Il faut ici briser quelques légendes. D’une part, au plan militaire, la ville n’a aucun intérêt stratégique ; d’autres places, telles Amiens, Reims et Ypres, sont plus intéressantes. D’autre part, la ville n’est pas encore le symbole qu’elle est devenue par la suite. Cet argument, souvent avancé pour justifier le choix allemand, est nul et non avenu en 1915. Verdun ne peut pas non plus être considérée comme la porte d’entrée en France. Certes, la « livraison » de la ville est exigée dans l’ultimatum allemand qui suit la mobilisation française du 1er août 1914, mais il s’agit alors et surtout de rendre inopérant le système Séré de Rivières. Enfin, la ville n’est pas le point faible du front français. Certes, ses défenses ont été affaiblies en 1915, mais les Allemands tardent à en prendre conscience. Derrière ses lignes de forts et ses obstacles naturels, Verdun reste un objectif redoutable. Outre ses fortifications, la RFV s’appuie sur de solides défenses naturelles : un relief segmenté et compartimenté, en particulier au nord avec son plateau morcelé des Hauts-de-Meuse, la vallée de la Meuse, ses méandres et son lit marécageux et la plaine marécageuse de la Woëvre. Verdun est alors un secteur peu favorable au développement d’une grande offensive. Pour terminer, sur un plan strictement militaire, ce secteur n’offre que des possibilités d’exploitation très limitées en cas de rupture.
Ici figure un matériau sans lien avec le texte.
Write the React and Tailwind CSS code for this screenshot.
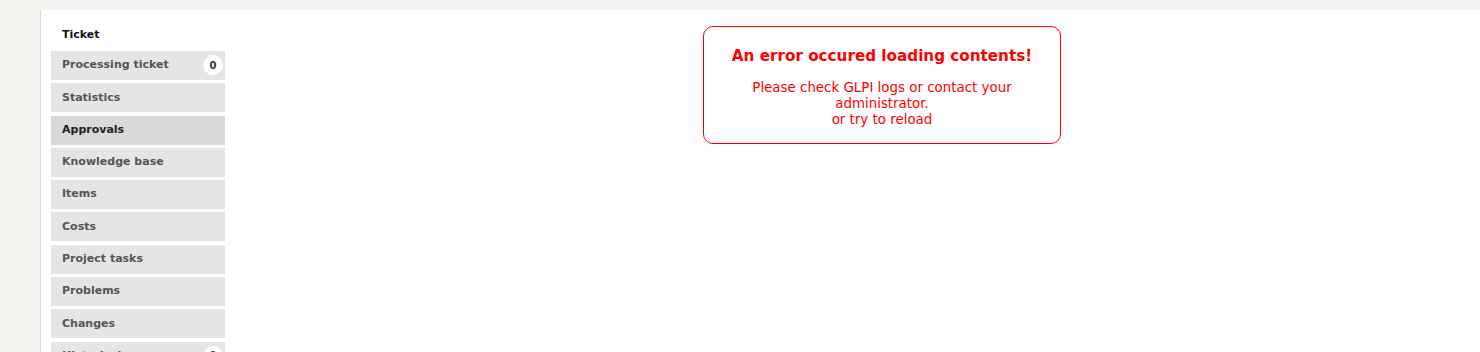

La prise de Verdun ne précipiterait pas la fin de la guerre et Joffre redoute davantage une offensive dans le Nord, susceptible de menacer l’armée britannique et l’avenir de l’Entente.

Le généralissime est convaincu qu’une attaque sur Verdun ne peut-être qu’une offensive isolée ou un précédent avant une offensive de plus grande ampleur. Il n’est pas le seul : Haig envisage une attaque contre Ypres tandis qu’en Grande Bretagne, beaucoup estiment que le coup portera sur l’armée française, probablement en Champagne. Et puis la crainte d’une offensive allemande est contrebalancée par les perspectives prometteuses ouvertes à Chantilly au début du mois de décembre. Verdun ne fait pas partie des hypothèses de travail de Joffre et du GQG.

 

Si les archives abondent côté français, elles manquent côté allemand pour pleinement saisir les intentions de Falkenhayn. Bien que les Centraux combattent sur deux fronts, ils sont solidement implantés en France et en Belgique, l’armée serbe est quasi vaincue et les Ottomans résistent dans les Dardanelles. En replaçant la bataille au sein de multiples enjeux, quels sont les objectifs des Allemands à Verdun ?

La culture du secret et les changements d’avis de Falkenhayn, conjugués au manque d’archives, brouillent la perception de ses intentions. Les témoignages laissés par les contemporains, partiaux et reconstruits, compliquent davantage l’appréhension du processus qui conduit à cette offensive. La question s’est posée d’emblée et elle n’est toujours pas véritablement tranchée : pourquoi attaquer Verdun ? S’agissait-il de prendre la ville ? de relancer la guerre de mouvement à l’Ouest ? d’attirer l’armée française dans un piège ? de saigner à blanc l’armée française ? de précipiter l’usure des Alliés ? Le très secret Falkenhayn est parvenu à masquer ses intentions à son adversaire, à ses états-majors, à l’opinion publique allemande et enfin aux historiens. 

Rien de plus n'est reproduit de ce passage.